• [Aim]:
Gather, from the listing beneath this task, every line holding the string "uses".

* START Material *

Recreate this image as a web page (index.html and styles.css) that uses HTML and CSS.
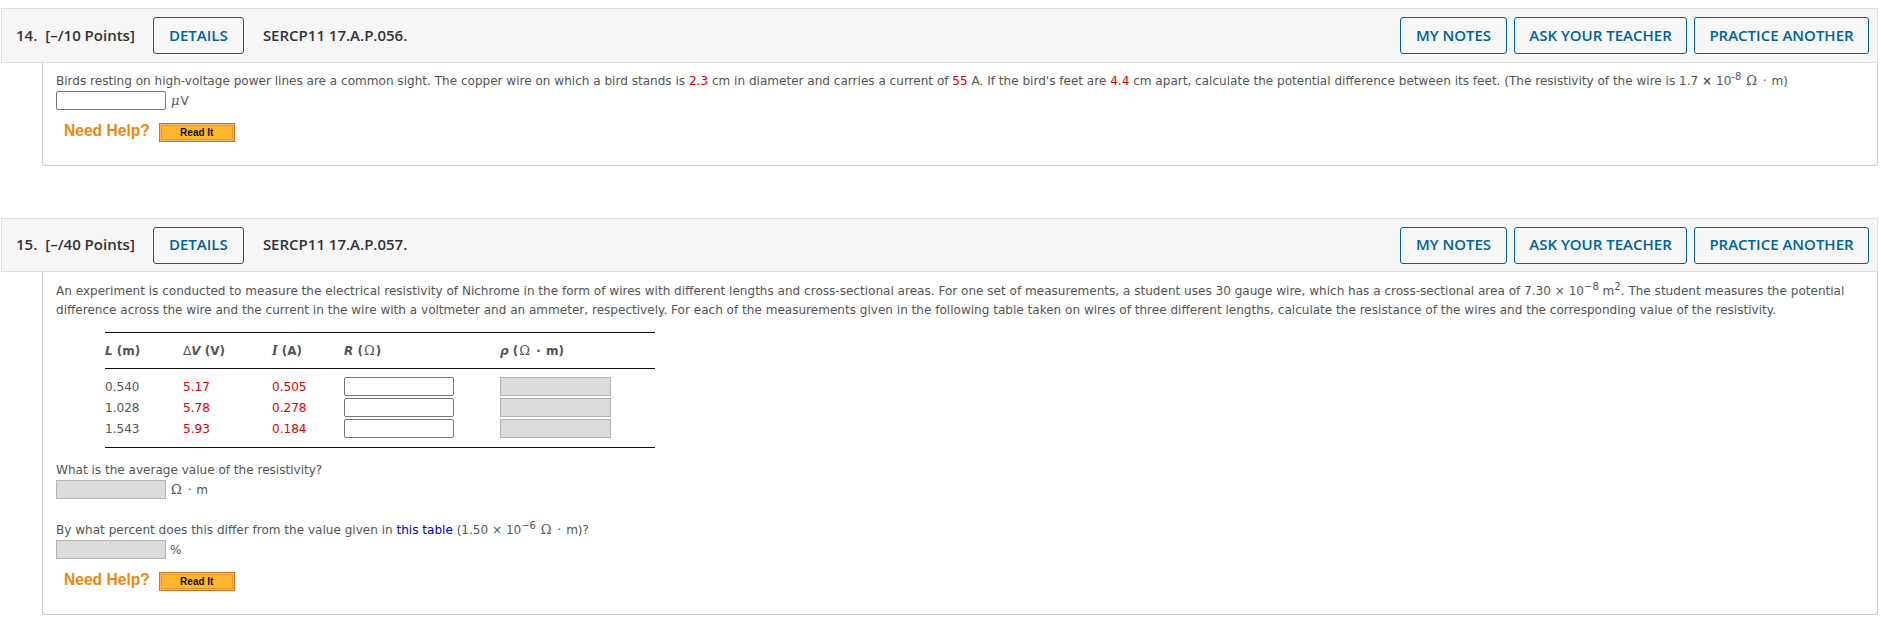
FILE: index.html
```html
<!DOCTYPE html>
<html lang="en">
<head>
    <meta charset="UTF-8">
    <title>Assignment</title>
    <link rel="stylesheet" href="styles.css">
</head>
<body>
    <section class="question question-first">
        <header class="q-header">
            <span class="q-num">14.</span>
            <span class="q-points">[–/10 Points]</span>
            <a class="q-btn q-details">DETAILS</a>
            <span class="q-code">SERCP11 17.A.P.056.</span>
            <div class="q-actions">
                <a class="q-btn btn-notes">MY NOTES</a>
                <a class="q-btn btn-ask">ASK YOUR TEACHER</a>
                <a class="q-btn btn-practice">PRACTICE ANOTHER</a>
            </div>
        </header>
        <div class="q-body">
            <p class="line">Birds resting on high-voltage power lines are a common sight. The copper wire on which a bird stands is <span class="red">2.3</span> cm in diameter and carries a current of <span class="red">55</span> A. If the bird's feet are <span class="red">4.4</span> cm apart, calculate the potential difference between its feet. (The resistivity of the wire is 1.7 <b>×</b> 10<sup>-8</sup> <span class="math">Ω</span> <span class="dot">·</span> m)</p>
            <div class="answer">
                <input class="box" type="text">
                <span class="unit"><i class="math">μ</i>V</span>
            </div>
            <div class="help">
                <span class="help-label">Need Help?</span>
                <span class="read-it">Read It</span>
            </div>
        </div>
    </section>

    <section class="question question-second">
        <header class="q-header">
            <span class="q-num">15.</span>
            <span class="q-points">[–/40 Points]</span>
            <a class="q-btn q-details">DETAILS</a>
            <span class="q-code">SERCP11 17.A.P.057.</span>
            <div class="q-actions">
                <a class="q-btn btn-notes">MY NOTES</a>
                <a class="q-btn btn-ask">ASK YOUR TEACHER</a>
                <a class="q-btn btn-practice">PRACTICE ANOTHER</a>
            </div>
        </header>
        <div class="q-body q-body-long">
            <p class="line">An experiment is conducted to measure the electrical resistivity of Nichrome in the form of wires with different lengths and cross-sectional areas. For one set of measurements, a student uses 30 gauge wire, which has a cross-sectional area of 7.30 × 10<sup>−8</sup> m<sup>2</sup>. The student measures the potential difference across the wire and the current in the wire with a voltmeter and an ammeter, respectively. For each of the measurements given in the following table taken on wires of three different lengths, calculate the resistance of the wires and the corresponding value of the resistivity.</p>

            <table class="data">
                <thead>
                    <tr>
                        <th class="col-l"><i>L</i> (m)</th>
                        <th class="col-v"><span class="delta">Δ</span><i>V</i> (V)</th>
                        <th class="col-i"><i class="serif">I</i> (A)</th>
                        <th class="col-r"><i>R</i> (<span class="math">Ω</span>)</th>
                        <th class="col-p"><i>ρ</i> (<span class="math">Ω</span> <span class="dot">·</span> m)</th>
                    </tr>
                </thead>
                <tbody>
                    <tr>
                        <td>0.540</td>
                        <td class="red">5.17</td>
                        <td class="red">0.505</td>
                        <td><input class="box" type="text"></td>
                        <td><input class="box box-off" type="text" disabled></td>
                    </tr>
                    <tr>
                        <td>1.028</td>
                        <td class="red">5.78</td>
                        <td class="red">0.278</td>
                        <td><input class="box" type="text"></td>
                        <td><input class="box box-off" type="text" disabled></td>
                    </tr>
                    <tr>
                        <td>1.543</td>
                        <td class="red">5.93</td>
                        <td class="red">0.184</td>
                        <td><input class="box" type="text"></td>
                        <td><input class="box box-off" type="text" disabled></td>
                    </tr>
                </tbody>
            </table>

            <p class="line line-after-table">What is the average value of the resistivity?</p>
            <div class="answer">
                <input class="box box-off" type="text" disabled>
                <span class="unit"><span class="math">Ω</span> <span class="dot">·</span> m</span>
            </div>

            <p class="line line-gap">By what percent does this differ from the value given in <a class="link">this table</a> (1.50 × 10<sup>−6</sup> <span class="math">Ω</span> <span class="dot">·</span> m)?</p>
            <div class="answer">
                <input class="box box-off" type="text" disabled>
                <span class="unit">%</span>
            </div>
            <div class="help">
                <span class="help-label">Need Help?</span>
                <span class="read-it">Read It</span>
            </div>
        </div>
    </section>
</body>
</html>
```

FILE: styles.css
```css
body {
    margin: 0;
    padding: 8px 3px 0 1px;
    background-color: #fff;
    color: #555;
    font-family: "DejaVu Sans", sans-serif;
    font-size: 12.05px;
}

.question {
    margin-top: 52px;
}

.question-first {
    margin-top: 0;
}

.q-header {
    display: flex;
    align-items: center;
    height: 55px;
    box-sizing: border-box;
    padding: 0 8px 0 14px;
    background-color: #f6f6f6;
    border: 1px solid #e0e0e0;
    font-family: "Open Sans", sans-serif;
    font-size: 15px;
    font-weight: 600;
    color: #333;
}

.question-second .q-header {
    height: 54px;
}

.question-second .q-btn {
    padding-bottom: 2px;
}

.q-num,
.q-points,
.q-code {
    margin-bottom: 2px;
}

.q-num {
    margin-right: 8px;
}

.q-details {
    margin-left: 18px;
}

.q-code {
    margin-left: 19px;
}

.q-actions {
    display: flex;
    gap: 7px;
    margin-left: auto;
}

.q-btn {
    display: flex;
    align-items: center;
    justify-content: center;
    height: 37px;
    box-sizing: border-box;
    padding-bottom: 1px;
    border: 1px solid #00639a;
    border-radius: 3px;
    color: #00639a;
    font-weight: 600;
}

.q-details { width: 91px; }
.btn-notes { width: 107px; }
.btn-ask { width: 173px; }
.btn-practice { width: 175px; }

.q-body {
    margin-left: 41px;
    padding: 9px 0 23px 13px;
    border: 1px solid #ccc;
    border-top: none;
    border-radius: 0 0 3px 3px;
}

.q-body-long {
    padding-top: 10px;
}

.line {
    margin: 0;
    line-height: 19px;
}

.line-after-table {
    margin-top: 13px;
}

.line-gap {
    margin-top: 22px;
}

sup {
    font-size: 10px;
    line-height: 0;
}

.math {
    margin: 0 1px;
    font-family: "DejaVu Serif", serif;
    font-size: 13px;
    font-weight: normal;
    line-height: 0;
}

.dot {
    margin: 0 1px;
}

.red {
    color: #e00000;
}

.link {
    color: #0000c8;
}

.answer {
    display: flex;
    align-items: center;
    height: 19px;
}

.box {
    display: block;
    width: 110px;
    height: 19px;
    box-sizing: border-box;
    margin: 0;
    padding: 0;
    background-color: #fff;
    border: 1px solid #767676;
    border-radius: 2px;
}

.box-off {
    background-color: #dbdbdb;
    border-color: #b4b4b4;
    border-radius: 0;
}

.data .box-off {
    width: 111px;
}

.unit {
    margin-left: 4px;
}

.help {
    display: flex;
    align-items: center;
    gap: 9px;
    margin: 12px 0 0 8px;
}

.help-label {
    margin-bottom: 2px;
    color: #ef8611;
    font-family: "Liberation Sans", sans-serif;
    font-size: 15.6px;
    font-weight: bold;
}

.read-it {
    display: flex;
    align-items: center;
    justify-content: center;
    width: 76px;
    height: 19px;
    box-sizing: border-box;
    background-color: #feb62e;
    border: 1px solid #c8761f;
    box-shadow: inset 0 0 0 1px #f6b873, inset 0 0 0 2px #ea962f;
    color: #111;
    font-family: "Liberation Sans", sans-serif;
    font-size: 10px;
    font-weight: bold;
}

.data {
    width: 550px;
    margin: 12px 0 0 49px;
    border-collapse: collapse;
    table-layout: fixed;
    border-top: 1px solid #111;
    border-bottom: 1px solid #111;
}

.data th {
    height: 35px;
    padding: 0;
    border-bottom: 1px solid #111;
    text-align: left;
    font-size: 12px;
    color: #555;
}

.data td {
    height: 21px;
    padding: 0;
}

.data tbody tr:first-child td {
    padding-top: 7px;
}

.data tbody tr:last-child td {
    padding-bottom: 8px;
}

.delta {
    font-weight: normal;
}

.serif {
    font-family: "DejaVu Serif", serif;
}

.col-l { width: 78px; }
.col-v { width: 89px; }
.col-i { width: 72px; }
.col-r { width: 156px; }
```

* END Material *

• [Finished task]:
Recreate this image as a web page (index.html and styles.css) that uses HTML and CSS.
            <p class="line">An experiment is conducted to measure the electrical resistivity of Nichrome in the form of wires with different lengths and cross-sectional areas. For one set of measurements, a student uses 30 gauge wire, which has a cross-sectional area of 7.30 × 10<sup>−8</sup> m<sup>2</sup>. The student measures the potential difference across the wire and the current in the wire with a voltmeter and an ammeter, respectively. For each of the measurements given in the following table taken on wires of three different lengths, calculate the resistance of the wires and the corresponding value of the resistivity.</p>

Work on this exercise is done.